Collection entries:

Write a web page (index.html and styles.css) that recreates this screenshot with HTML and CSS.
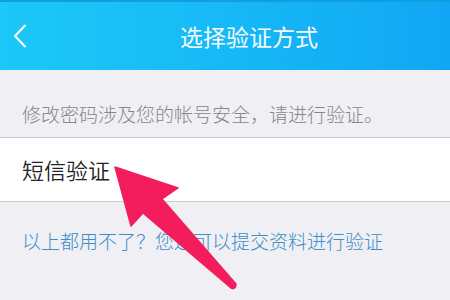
FILE: index.html
```html
<!DOCTYPE html>
<html lang="zh-CN">
<head>
<meta charset="utf-8">
<title>选择验证方式</title>
<link rel="stylesheet" href="styles.css">
</head>
<body>
<div class="page">
  <header class="header">
    <svg class="back" width="14" height="24" viewBox="0 0 14 24" aria-hidden="true">
      <path d="M12 1.5 L2 12 L12 22.5" fill="none" stroke="#ffffff" stroke-width="2" stroke-linecap="round" stroke-linejoin="round"/>
    </svg>
    <h1 class="title">选择验证方式</h1>
  </header>
  <p class="hint">修改密码涉及您的帐号安全，请进行验证。</p>
  <div class="option">短信验证</div>
  <p class="link">以上都用不了？您还可以提交资料进行验证</p>
  <svg class="arrow" width="450" height="300" viewBox="0 0 450 300" aria-hidden="true">
    <path d="M115 167 L178 188 L162 199 L236 284 Q236 290 231 288 L143 213 L131 226 Z" fill="#f31d5e" stroke="#f31d5e" stroke-width="1.5" stroke-linejoin="round"/>
  </svg>
</div>
</body>
</html>
```

FILE: styles.css
```css
* { box-sizing: border-box; }
html, body {
  margin: 0;
  padding: 0;
  background: #efeff4;
}
body {
  font-family: "Noto Sans CJK SC", "Noto Sans", sans-serif;
  width: 450px;
  height: 300px;
  overflow: hidden;
}
.page {
  position: relative;
  width: 450px;
  height: 300px;
}
.header {
  height: 70px;
  border-top: 2px solid #0f9fe0;
  background: linear-gradient(90deg, #1cc8f7 0%, #17b9f6 50%, #11a6f4 100%);
  display: flex;
  align-items: center;
  padding-left: 13px;
}
.back {
  display: block;
  flex: none;
}
.title {
  margin: 0 0 0 153px;
  font-size: 23px;
  line-height: 23px;
  font-weight: 400;
  color: #f4fbff;
}
.hint {
  margin: 0;
  padding: 34px 0 14px 22px;
  font-size: 19px;
  line-height: 19px;
  font-weight: 300;
  color: #86868b;
  border-bottom: 1px solid #cdcdd1;
}
.option {
  background: #ffffff;
  padding: 20px 0 21px 22px;
  font-size: 22px;
  line-height: 22px;
  font-weight: 350;
  color: #222222;
  border-bottom: 1px solid #cdcdd1;
}
.link {
  margin: 29px 0 0;
  padding-left: 22px;
  font-size: 19px;
  line-height: 19px;
  font-weight: 300;
  color: #3b8ec6;
}
.arrow {
  position: absolute;
  left: 0;
  top: 0;
  pointer-events: none;
}
```
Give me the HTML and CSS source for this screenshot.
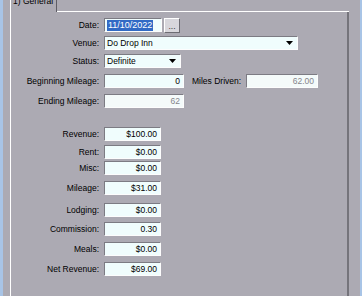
FILE: index.html
```html
<!DOCTYPE html>
<html lang="en">
<head>
    <meta charset="UTF-8">
    <title>Event - General</title>
    <link rel="stylesheet" href="styles.css">
</head>
<body>
    <div class="window">
        <div class="tabs">
            <div class="tab">1) General</div>
            <div class="tab-rest"></div>
        </div>

        <div class="panel">
            <div class="row">
                <span class="lbl">Date:</span>
                <div class="field w-date"><span class="sel">11/10/2022</span></div>
                <div class="btn">...</div>
            </div>
            <div class="row">
                <span class="lbl">Venue:</span>
                <div class="field combo w-venue">
                    <span>Do Drop Inn</span>
                    <svg class="arrow" width="7" height="4" viewBox="0 0 7 4"><path d="M0 0h7L3.5 4z" fill="#000"/></svg>
                </div>
            </div>
            <div class="row">
                <span class="lbl">Status:</span>
                <div class="field combo w-status">
                    <span>Definite</span>
                    <svg class="arrow" width="7" height="4" viewBox="0 0 7 4"><path d="M0 0h7L3.5 4z" fill="#000"/></svg>
                </div>
            </div>
            <div class="row gap-6">
                <span class="lbl">Beginning Mileage:</span>
                <div class="field num w-mile">0</div>
                <span class="lbl-inline">Miles Driven:</span>
                <div class="field num off w-driven">62.00</div>
            </div>
            <div class="row gap-6">
                <span class="lbl">Ending Mileage:</span>
                <div class="field num off w-mile">62</div>
            </div>

            <div class="row gap-section">
                <span class="lbl">Revenue:</span>
                <div class="field num w-money">$100.00</div>
            </div>
            <div class="row">
                <span class="lbl">Rent:</span>
                <div class="field num w-money">$0.00</div>
            </div>
            <div class="row gap-2">
                <span class="lbl">Misc:</span>
                <div class="field num w-money">$0.00</div>
            </div>
            <div class="row gap-6">
                <span class="lbl">Mileage:</span>
                <div class="field num w-money">$31.00</div>
            </div>
            <div class="row gap-8">
                <span class="lbl">Lodging:</span>
                <div class="field num w-money">$0.00</div>
            </div>
            <div class="row gap-5">
                <span class="lbl">Commission:</span>
                <div class="field num w-money">0.30</div>
            </div>
            <div class="row gap-6">
                <span class="lbl">Meals:</span>
                <div class="field num w-money">$0.00</div>
            </div>
            <div class="row gap-6">
                <span class="lbl">Net Revenue:</span>
                <div class="field num w-money">$69.00</div>
            </div>
        </div>
    </div>
</body>
</html>
```

FILE: styles.css
```css
body {
    margin: 0;
    height: 296px;
    overflow: hidden;
    background: #acaab3;
    font-family: "Liberation Sans", Arial, sans-serif;
    font-size: 8.5px;
    color: #000;
    border-left: 3px solid #a8c4e6;
    border-right: 2px solid #a8c4e6;
}

.window {
    padding: 0 11px 0 7px;
}

/* tab strip */
.tabs {
    display: flex;
    height: 12px;
}

.tab {
    width: 47px;
    height: 12px;
    border-left: 1px solid #fff;
    border-right: 1px solid #5f5e66;
    padding-left: 2px;
    line-height: 1;
    margin-top: -3px;
    height: 15px;
    box-sizing: border-box;
    padding-top: 0;
    overflow: hidden;
}

.tab-rest {
    flex: 1;
    border-bottom: 1px solid #fff;
}

/* page */
.panel {
    border-left: 1px solid #fff;
    border-right: 2px solid #75747b;
    min-height: 284px;
    padding-top: 6px;
    box-sizing: border-box;
}

.row {
    display: flex;
    align-items: center;
    height: 14px;
    margin-top: 4px;
}

.row:first-child { margin-top: 0; }
.gap-2 { margin-top: 2px; }
.gap-5 { margin-top: 5px; }
.gap-6 { margin-top: 6px; }
.gap-8 { margin-top: 8px; }
.gap-section { margin-top: 19px; }

.lbl {
    width: 88px;
    margin-right: 5px;
    text-align: right;
    white-space: nowrap;
}

.lbl-inline {
    width: 54px;
    margin-left: 8px;
    white-space: nowrap;
}

.field {
    height: 14px;
    box-sizing: border-box;
    background: #f0fdfd;
    border: 1px solid;
    border-color: #7c7b83 #fdfdfd #fdfdfd #7c7b83;
    display: flex;
    align-items: center;
    padding: 0 3px 0 2px;
    white-space: nowrap;
}

.num {
    justify-content: flex-end;
}

.off {
    color: #85858b;
    background: #f4fafa;
}

.combo {
    justify-content: space-between;
    padding-right: 4px;
}

.arrow {
    display: block;
}

.sel {
    background: #316ac5;
    color: #fff;
    line-height: 11px;
    padding: 0 1px;
    font-size: 9px;
}

.w-date { width: 58px; }
.w-venue { width: 194px; }
.w-status { width: 77px; }
.w-mile { width: 80px; }
.w-driven { width: 72px; }
.w-money { width: 57px; }

.btn {
    width: 16px;
    height: 15px;
    margin-left: 2px;
    box-sizing: border-box;
    background: #d8d7dc;
    border: 1px solid;
    border-color: #fff #6d6c73 #6d6c73 #fff;
    text-align: center;
    line-height: 14px;
    color: #333;
}
```
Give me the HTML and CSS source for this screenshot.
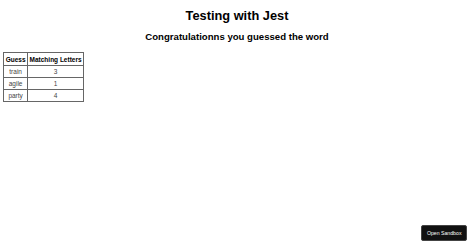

Exercise directions:
Whichever lines contain the string "styles", select and copy them.

The reply:
Write a web page (index.html and styles.css) that recreates this screenshot with HTML and CSS.
<link rel="stylesheet" href="styles.css">
FILE: styles.css
    <link rel="stylesheet" href="styles.css">
FILE: styles.css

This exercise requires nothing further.